Amber: No, it came through the normal channels. The script was written, it had been with SpectreVision for a few years, they were trying to get it made for a while. And then it came across my manager's desk, and my manager knows the production company, and she sent it to me to consider and I read it and my first thought was like, “Me and a Bundy film, what?" and then I thought, actually that's kind of weird and cool and if these people are willing to hire me to direct this then they're weird and cool, and that means I like them. And so I thought OK, I'll go and pitch on it and I did and they liked my pitch and I liked them. I'm not a natural fit for a Bundy film, and to me the fact that they wanted to hire me, it spoke to that they were willing to be courageous and daring, in a way that I wanted to be.
Sadie: It was a perfect fit. Shifting gears, tell us about your filmmaking journey, from your acting career to becoming a director and a writer.
Amber: Yeah, it was a really organic process for me. I started out as a performer and I was doing theater and then that moved into performance art, and then that moved into performance art with a companion video that I would perform alongside. And then I produced and helped edit and acted in a short film, and then that led to making my first feature film. I was living in London at the time and I was really inspired by the dogma film movement that was going on in Europe. And I was like, “Oh, I can just make this with my friends.” All we need is the camera and someone to record the sound and we're golden. And so that's what I did and it just spawned the love of cinema for me.

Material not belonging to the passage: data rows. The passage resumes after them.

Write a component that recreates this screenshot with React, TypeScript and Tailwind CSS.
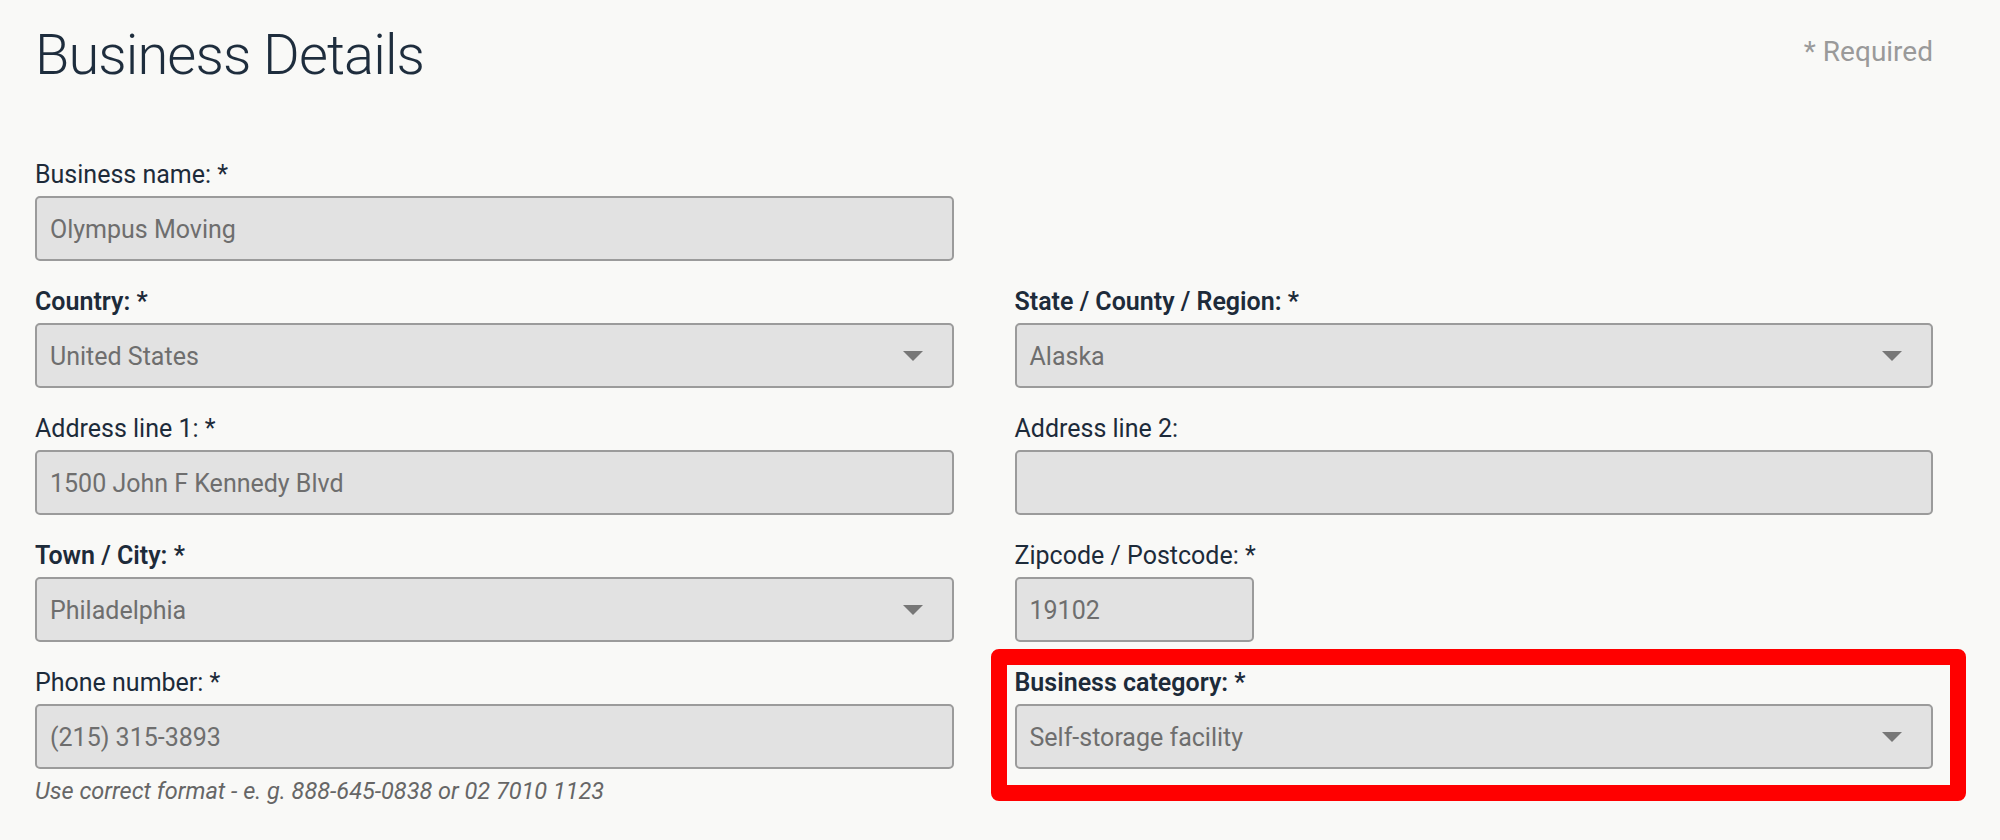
import type * as React from "react";

const fontStack = "font-['Roboto','Liberation_Sans',sans-serif]";

function Label({ text, bold }: { text: string; bold?: boolean }) {
  return (
    <label
      className={`mb-[3px] block text-[25px] leading-[36px] text-[#1d2b3a] ${bold ? "font-semibold" : "font-normal"}`}
    >
      {text}
    </label>
  );
}

function TextBox({ value, className = "w-full" }: { value: string; className?: string }) {
  return (
    <div
      className={`flex h-[65px] items-center rounded-[5px] border-2 border-[#9b9b9b] bg-[#e2e2e2] px-[13px] pt-[3px] text-[25px] text-[#6e6e6e] ${className}`}
    >
      {value}
    </div>
  );
}

function SelectBox({ value }: { value: string }) {
  return (
    <div className="relative flex h-[65px] w-full items-center rounded-[5px] border-2 border-[#9b9b9b] bg-[#e2e2e2] px-[13px] pt-[3px] text-[25px] text-[#6e6e6e]">
      <span>{value}</span>
      <svg
        className="absolute right-[29px] top-1/2 -translate-y-1/2"
        width="20"
        height="10"
        viewBox="0 0 20 10"
      >
        <polygon points="0,0 20,0 10,10" fill="#777777" />
      </svg>
    </div>
  );
}

function Field({
  label,
  bold,
  children,
}: {
  label: string;
  bold?: boolean;
  children: React.ReactNode;
}) {
  return (
    <div className="flex flex-col">
      <Label text={label} bold={bold} />
      {children}
    </div>
  );
}

export default function App() {
  return (
    <div className={`min-h-screen bg-[#f9f9f7] pl-[35px] pr-[67px] pt-[20px] ${fontStack}`}>
      <div className="flex items-start justify-between">
        <h1 className="text-[56px] font-light leading-[70px] tracking-[-0.9px] text-[#1e2d3d]">
          Business Details
        </h1>
        <span className="mt-[14px] text-[28px] leading-[36px] text-[#9a9a9a]">* Required</span>
      </div>

      <div className="mt-[67px] grid grid-cols-2 gap-x-[61px] gap-y-[23px]">
        <Field label="Business name: *">
          <TextBox value="Olympus Moving" />
        </Field>
        <div />

        <Field label="Country: *" bold>
          <SelectBox value="United States" />
        </Field>
        <Field label="State / County / Region: *" bold>
          <SelectBox value="Alaska" />
        </Field>

        <Field label="Address line 1: *">
          <TextBox value="1500 John F Kennedy Blvd" />
        </Field>
        <Field label="Address line 2:">
          <TextBox value="" />
        </Field>

        <Field label="Town / City: *" bold>
          <SelectBox value="Philadelphia" />
        </Field>
        <Field label="Zipcode / Postcode: *">
          <TextBox value="19102" className="w-[239px]" />
        </Field>

        <Field label="Phone number: *">
          <TextBox value="(215) 315-3893" />
          <p className="mt-[7px] text-[23.5px] italic leading-[30px] text-[#666666]">
            Use correct format - e. g. 888-645-0838 or 02 7010 1123
          </p>
        </Field>
        <div className="relative self-start">
          <Field label="Business category: *" bold>
            <SelectBox value="Self-storage facility" />
          </Field>
          <div className="pointer-events-none absolute -bottom-[32px] -left-[24px] -right-[33px] -top-[16px] rounded-[8px] border-[16px] border-[#ff0000]" />
        </div>
      </div>
    </div>
  );
}
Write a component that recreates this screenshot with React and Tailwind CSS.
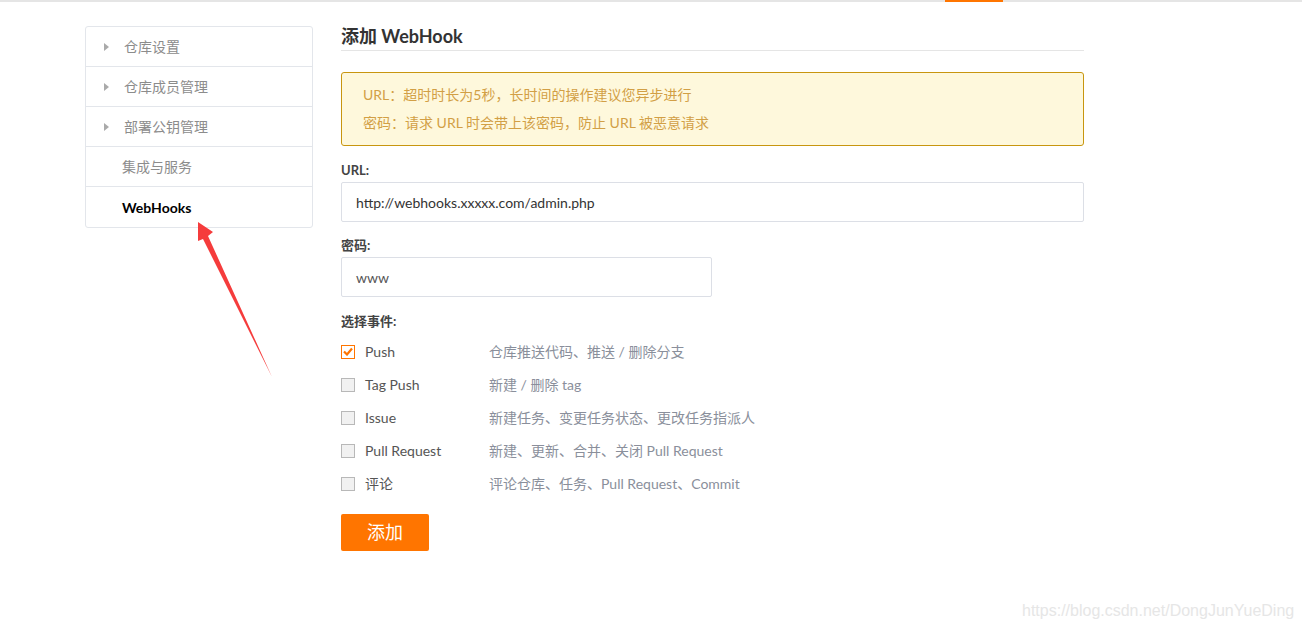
import React from 'react';

const menu = [
  { label: '仓库设置', caret: true },
  { label: '仓库成员管理', caret: true },
  { label: '部署公钥管理', caret: true },
  { label: '集成与服务' },
  { label: 'WebHooks', active: true },
];

const events = [
  { name: 'Push', desc: '仓库推送代码、推送 / 删除分支', checked: true },
  { name: 'Tag Push', desc: '新建 / 删除 tag' },
  { name: 'Issue', desc: '新建任务、变更任务状态、更改任务指派人' },
  { name: 'Pull Request', desc: '新建、更新、合并、关闭 Pull Request' },
  { name: '评论', desc: '评论仓库、任务、Pull Request、Commit' },
];

const Checkbox = ({ checked }) =>
  checked ? (
    <span className="w-[14px] h-[14px] border border-[#ff7500] bg-white flex items-center justify-center">
      <svg width="10" height="9" viewBox="0 0 10 9">
        <path d="M1 4.5 L4 7.5 L9 1.5" fill="none" stroke="#ff7500" strokeWidth="2.2" />
      </svg>
    </span>
  ) : (
    <span className="w-[14px] h-[14px] border border-[#b8b8b8] bg-[#f1f1f1]" />
  );

export default function App() {
  return (
    <div className="relative min-h-[627px] bg-white font-['Lato','Noto_Sans_CJK_SC',sans-serif]">
      <div className="h-[2px] bg-[#e5e5e5] flex">
        <div className="ml-[945px] w-[58px] bg-[#ff7500]" />
      </div>

      <div className="flex items-start pl-[85px] pt-[22px]">
        {/* sidebar */}
        <div className="mt-[2px] w-[228px] border border-[#e3e6eb] rounded-[3px] bg-white">
          {menu.map((m, i) => (
            <div
              key={m.label}
              className={`h-[40px] flex items-center text-[14px] ${i < menu.length - 1 ? 'border-b border-[#e3e6eb]' : ''} ${m.caret ? 'pl-[18px]' : 'pl-[36px]'}`}
            >
              {m.caret && (
                <span className="w-0 h-0 border-y-[4px] border-y-transparent border-l-[5px] border-l-[#aaa] mr-[15px]" />
              )}
              <span className={m.active ? 'font-bold text-black' : 'text-[#8c8c8c]'}>{m.label}</span>
            </div>
          ))}
        </div>

        {/* main */}
        <div className="ml-[28px] w-[743px]">
          <h2 className="text-[18px] leading-[24px] font-bold text-[#333] pb-[2px] border-b border-[#e5e5e5]">
            添加 WebHook
          </h2>

          <div className="mt-[21px] border border-[#c8960f] rounded-[3px] bg-[#fef8dc] py-[8px] pl-[21px] text-[14px] leading-[28px] text-[#d29f45]">
            <p>URL：超时时长为5秒，长时间的操作建议您异步进行</p>
            <p>密码：请求 URL 时会带上该密码，防止 URL 被恶意请求</p>
          </div>

          <div className="mt-[14px] text-[13px] leading-[20px] font-bold text-[#444]">URL:</div>
          <div className="mt-[2px] h-[40px] border border-[#dcdfe6] rounded-[2px] px-[14px] flex items-center text-[14px] text-[#333]">
            http://webhooks.xxxxx.com/admin.php
          </div>

          <div className="mt-[13px] text-[13px] leading-[20px] font-bold text-[#444]">密码:</div>
          <div className="mt-[2px] w-[371px] h-[40px] border border-[#dcdfe6] rounded-[2px] px-[14px] flex items-center text-[14px] text-[#555]">
            www
          </div>

          <div className="mt-[14px] text-[13px] leading-[20px] font-bold text-[#444]">选择事件:</div>
          <div className="mt-[4px]">
            {events.map((e) => (
              <div key={e.name} className="h-[33px] flex items-center text-[14px]">
                <Checkbox checked={e.checked} />
                <span className="ml-[10px] w-[124px] text-[#555]">{e.name}</span>
                <span className="text-[#8a8f9b]">{e.desc}</span>
              </div>
            ))}
          </div>

          <button className="mt-[14px] w-[88px] h-[37px] bg-[#ff7500] rounded-[2px] text-white text-[18px]">
            添加
          </button>
        </div>
      </div>

      {/* annotation arrow */}
      <svg className="absolute left-0 top-0 pointer-events-none" width="300" height="400">
        <polygon points="198,222 213,232 208,236 272,377 203,239 198,241" fill="#f53c3c" />
      </svg>

      <div className="absolute left-[1022px] top-[599px] text-[16px] text-[#e6e6e6] font-['Liberation_Sans',sans-serif]">
        https://blog.csdn.net/DongJunYueDing
      </div>
    </div>
  );
}
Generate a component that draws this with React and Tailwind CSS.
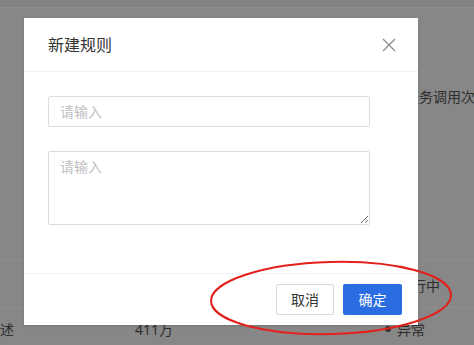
const font = { fontFamily: '"Noto Sans", "Noto Sans CJK SC", sans-serif' };

const BackgroundTable = () => (
    <div className="flex flex-col h-full text-[14px] text-[#2e2e2e]">
        <div className="h-[8px] bg-[#828282] border-b border-[#8d8d8d]" />
        <div className="h-[253px] pt-[78px] pl-[405px] whitespace-nowrap border-b border-[#8e8e8e]">
            服务调用次数
        </div>
        <div className="h-[47px] pt-[14px] pl-[398px] whitespace-nowrap border-b border-[#8e8e8e]">
            运行中
        </div>
        <div className="flex items-center h-[36px] pt-[6px] whitespace-nowrap">
            <span className="w-[149px] -ml-[14px] shrink-0">描述</span>
            <span className="w-[250px] shrink-0">411万</span>
            <span className="flex items-center gap-[6px]">
                <span className="w-[6px] h-[6px] rounded-full bg-[#2e2e2e]" />
                异常
            </span>
        </div>
    </div>
);

const Modal = () => (
    <div className="absolute left-[24px] top-[18px] w-[394px] h-[307px] bg-white flex flex-col shadow-sm">
        {/* header */}
        <div className="flex items-center justify-between h-[54px] pl-[24px] pr-[22px] border-b border-[#f0f0f0]">
            <span className="text-[16px] text-[#333]">新建规则</span>
            <svg className="w-[14px] h-[14px]" viewBox="0 0 14 14" fill="none" stroke="#8c8c8c" strokeWidth="1.3">
                <path d="M1 1l12 12M13 1L1 13" />
            </svg>
        </div>

        {/* body */}
        <div className="flex-1 flex flex-col gap-[24px] pt-[24px] pl-[24px] pr-[48px]">
            <input
                className="h-[31px] w-full border border-[#dcdcdc] rounded-[2px] px-[11px] text-[14px] outline-none placeholder:text-[#c0c0c0]"
                placeholder="请输入"
                style={font}
            />
            <textarea
                className="h-[74px] w-full border border-[#dcdcdc] rounded-[2px] px-[11px] py-[4px] text-[14px] outline-none resize-y placeholder:text-[#c0c0c0]"
                placeholder="请输入"
                style={font}
            />
        </div>

        {/* footer */}
        <div className="flex justify-end items-center gap-[9px] h-[52px] pr-[16px] pb-[1px] border-t border-[#f0f0f0]">
            <button className="w-[58px] h-[31px] border border-[#d9d9d9] rounded-[2px] bg-white text-[14px] text-[#333]">
                取消
            </button>
            <button className="w-[59px] h-[31px] rounded-[2px] bg-[#2a6de3] text-[14px] text-white">
                确定
            </button>
        </div>
    </div>
);

export default function App() {
    return (
        <div className="relative w-[474px] h-[345px] overflow-hidden bg-[#878787]" style={font}>
            <BackgroundTable />
            <Modal />
            {/* red annotation ellipse */}
            <svg className="absolute left-0 top-0 pointer-events-none" width="474" height="345" viewBox="0 0 474 345">
                <ellipse cx="331" cy="298" rx="120" ry="36" fill="none" stroke="#e3211c" strokeWidth="2" transform="rotate(-1.5 331 298)" />
            </svg>
        </div>
    );
}
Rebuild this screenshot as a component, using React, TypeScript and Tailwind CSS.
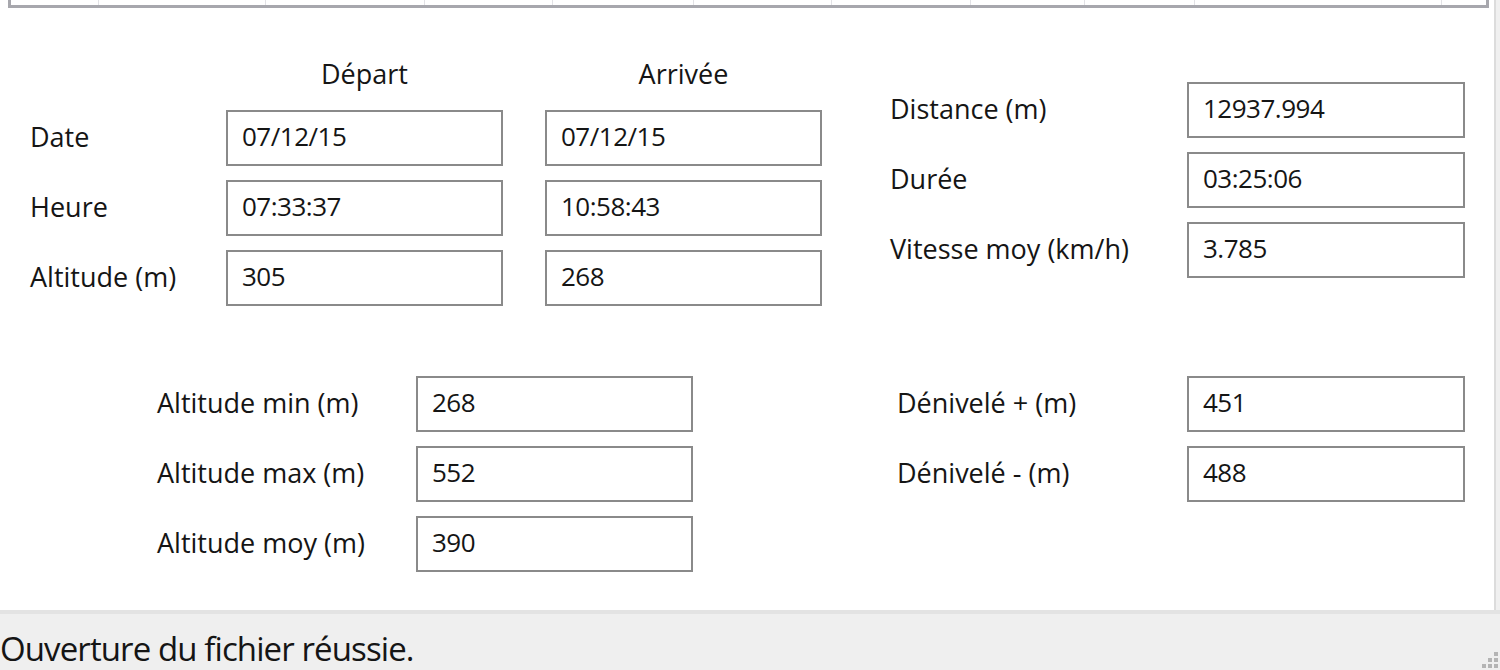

That first film ended up getting some small distribution and winning some awards and I just fell in love with the process. It’s moved along, like just step by step quite organically for me, but I've always been in the kind of storytelling performance world since I was a little kid. Becoming a director, was a natural fit for me but it happened kind of slowly and organically because I was always the kind of actor that also wanted to be in charge, [laughs] writing the stories and I can sort of steer the ship a little bit more.
Sadie: You’ve participated in some of the best fellowships for filmmakers from the AFI Directing Workshop for Women, Film Independent, and NBC Universal Directors Initiative, any general advice for a filmmaker that is thinking of submitting to one of these fellowships?
Amber: The programs are great and they're all different, and you know programs are sort of like a lottery - just keep applying. You'll meet great people, you'll make a network, a kind of community of other filmmakers and you learn something from all of them. Some are helpful in other ways, and in some ways, some are harmful, but I think that the programs are not going to get you work. Some of them give you say an episode of television but very few of them do that. They're more about honing your community. So, in terms of work, that's a separate thing - you have to keep making work and generating material and taking meetings and making stuff. And you do that however you can, everybody does it differently.
Sadie: Keep generating material, absolutely. Well Amber, thank you so much for your time. I’m looking forward to what you have in your film pipeline and hopefully, we get to talk to you again.
Amber: Thank you, so fun to talk to you.
NO MAN OF GOD is available In Theaters, On Demand and Digital August 27, 2021.